Landingham agreed, "It has tremendous wear resistance, so it might be appropriate for something like aircraft brake shoes, because it would carry away frictional heat well. Other components of aircraft landing gear could also be converted to the cermet. Precision machinery might be another application for the cermet. For instance, you could make it into runners that don't wear much, perhaps for use in producing high-precision parts."
It has been reported that the Soviets poured tons of boron carbide over the Chernobyl nuclear reactor meltdown because it is a high neutron absorber; it has high capture cross section. Add that the composite conducts heat well, and it would make sense to use the material as part of the shield wall for a fusion reactor, which currently uses boron carbide-copper composites. Boron carbide-aluminum is much stronger. Another possible use is nuclear shielding for the electronics compartments of robots designed for work in high neutron-flux environments or as a container for nuclear materials.
"One interesting application might be to use the cermet in cutting tools for difficult-to-machine, high-silicon aluminum alloys," said Halverson. "At Livermore, we performed preliminary machining tests on one such alloy and it performed as well as tungsten carbide." Although machining heats the tool tip to temperatures higher than the melting point of aluminum, "it looks as if the cutting edge is being microheat-treated as it cuts, forming hard ceramic phases that ablate off and so sharpen the edge," he said.
Other applications might take advantage of the fact that the aluminum matrix has a vibration dampening effect, which is important for controlling acoustic emissions. The cermet also has high secondary electron-emission characteristics, making it a good emitter--one with a high ratio of electrons out to those in.
"The cost of making these materials is determined in part by the cost of boron carbide, which is about $20 per pound in large volumes, depending on the grade," said Landingham. "Of course, until the demand goes up for boron carbide, the price will remain high and the supply low. It's something of a vicious cycle. Dow Chemical, for example, is said to be ready to convert a large production facility to boron carbide should the demand for it rise. It's possible that greater production volumes could drop the price to $5 or $6 per pound. If that happens, the cermet cost could go to $10 to $15 per pound. When people tell me that price is still too high, I remind them that the cermet is one-third the weight of steel, for instance, so you get three times the material for a given weight, which makes it more competitive."
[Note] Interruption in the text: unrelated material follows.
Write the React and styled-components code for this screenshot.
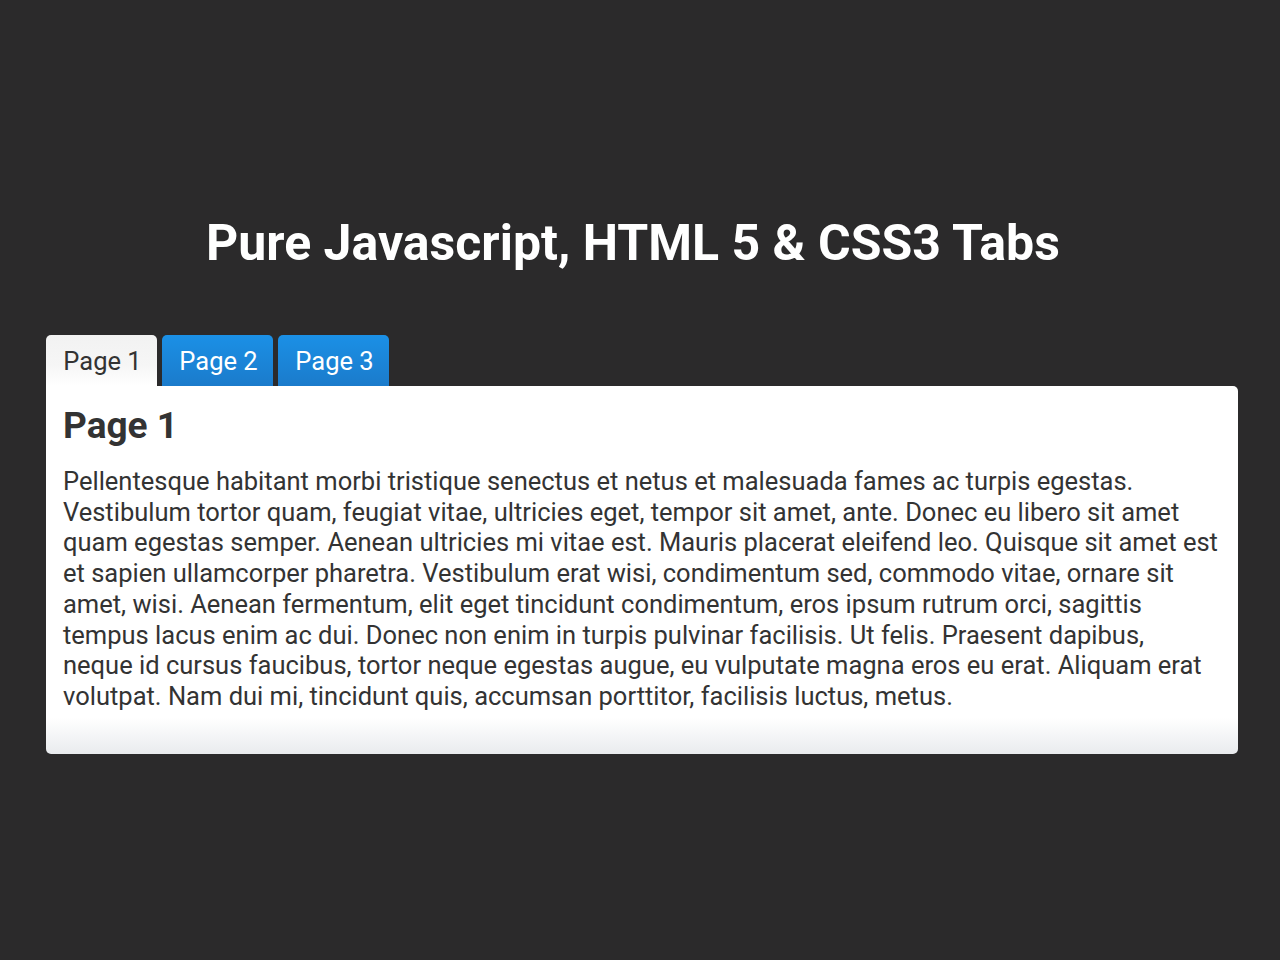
import { useState } from "react";
import styled, { createGlobalStyle } from "styled-components";

const GlobalStyle = createGlobalStyle`
  html, body {
    margin: 0;
    padding: 0;
    background: #2b2a2b;
    font-family: Roboto, "Liberation Sans", sans-serif;
  }
`;

const pages = [
  {
    title: "Page 1",
    text: "Pellentesque habitant morbi tristique senectus et netus et malesuada fames ac turpis egestas. Vestibulum tortor quam, feugiat vitae, ultricies eget, tempor sit amet, ante. Donec eu libero sit amet quam egestas semper. Aenean ultricies mi vitae est. Mauris placerat eleifend leo. Quisque sit amet est et sapien ullamcorper pharetra. Vestibulum erat wisi, condimentum sed, commodo vitae, ornare sit amet, wisi. Aenean fermentum, elit eget tincidunt condimentum, eros ipsum rutrum orci, sagittis tempus lacus enim ac dui. Donec non enim in turpis pulvinar facilisis. Ut felis. Praesent dapibus, neque id cursus faucibus, tortor neque egestas augue, eu vulputate magna eros eu erat. Aliquam erat volutpat. Nam dui mi, tincidunt quis, accumsan porttitor, facilisis luctus, metus.",
  },
  {
    title: "Page 2",
    text: "Vestibulum tortor quam, feugiat vitae, ultricies eget, tempor sit amet, ante. Donec eu libero sit amet quam egestas semper.",
  },
  {
    title: "Page 3",
    text: "Aenean ultricies mi vitae est. Mauris placerat eleifend leo. Quisque sit amet est et sapien ullamcorper pharetra.",
  },
];

export default function App() {
  const [current, setCurrent] = useState(0);
  const page = pages[current];

  return (
    <>
      <GlobalStyle />
      <Page>
        <Title>Pure Javascript, HTML 5 &amp; CSS3 Tabs</Title>
        <Tabs>
          <TabList>
            {pages.map((p, i) => (
              <Tab key={p.title} $active={i === current} onClick={() => setCurrent(i)}>
                {p.title}
              </Tab>
            ))}
          </TabList>
          <Panel>
            <PanelTitle>{page.title}</PanelTitle>
            <PanelText>{page.text}</PanelText>
          </Panel>
        </Tabs>
      </Page>
    </>
  );
}

/********************* styled components *************************/
const Page = styled.div`
  min-height: 960px;
  padding: 213px 42px 0 46px;
  box-sizing: border-box;
`;

const Title = styled.h1`
  margin: 0 0 61px;
  text-align: center;
  color: #fff;
  font-size: 50px;
  font-weight: 700;
  line-height: 61px;
  padding-right: 18px;
`;

const Tabs = styled.div`
  display: flex;
  flex-direction: column;
`;

const TabList = styled.div`
  display: flex;
  gap: 5px;
  align-items: flex-end;
`;

const Tab = styled.button`
  width: 111px;
  height: 51px;
  padding: 0 0 0 2px;
  border: none;
  border-radius: 5px 5px 0 0;
  font-family: Roboto, "Liberation Sans", sans-serif;
  font-size: 25.5px;
  cursor: pointer;
  color: ${(p) => (p.$active ? "#333" : "#fff")};
  background: ${(p) =>
    p.$active
      ? "linear-gradient(#f2f2f2, #f6f6f6 60%, #ffffff)"
      : "linear-gradient(#1b90e6, #1b7bcb)"};
`;

const Panel = styled.div`
  background: linear-gradient(to bottom, #fff calc(100% - 36px), #e9ebee);
  border-radius: 0 5px 5px 5px;
  padding: 16px 19px 42px 17px;
  color: #333;
`;

const PanelTitle = styled.h2`
  margin: 0 0 16px;
  font-size: 37px;
  font-weight: 700;
  line-height: 48px;
`;

const PanelText = styled.p`
  margin: 0;
  font-size: 25.5px;
  line-height: 30.7px;
`;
But for now, all that is still in the future. Fully qualified and reliable mechanical and physical properties figures are needed to convince engineers to consider the cermet for use. Said Pyzik, "We've been spending a lot of time trying to characterize the properties of samples of different compositions, made by different processing techniques. We're finally nearing the stage that when somebody comes to us with an application, we'll know enough to tell them right away whether it is possible or not."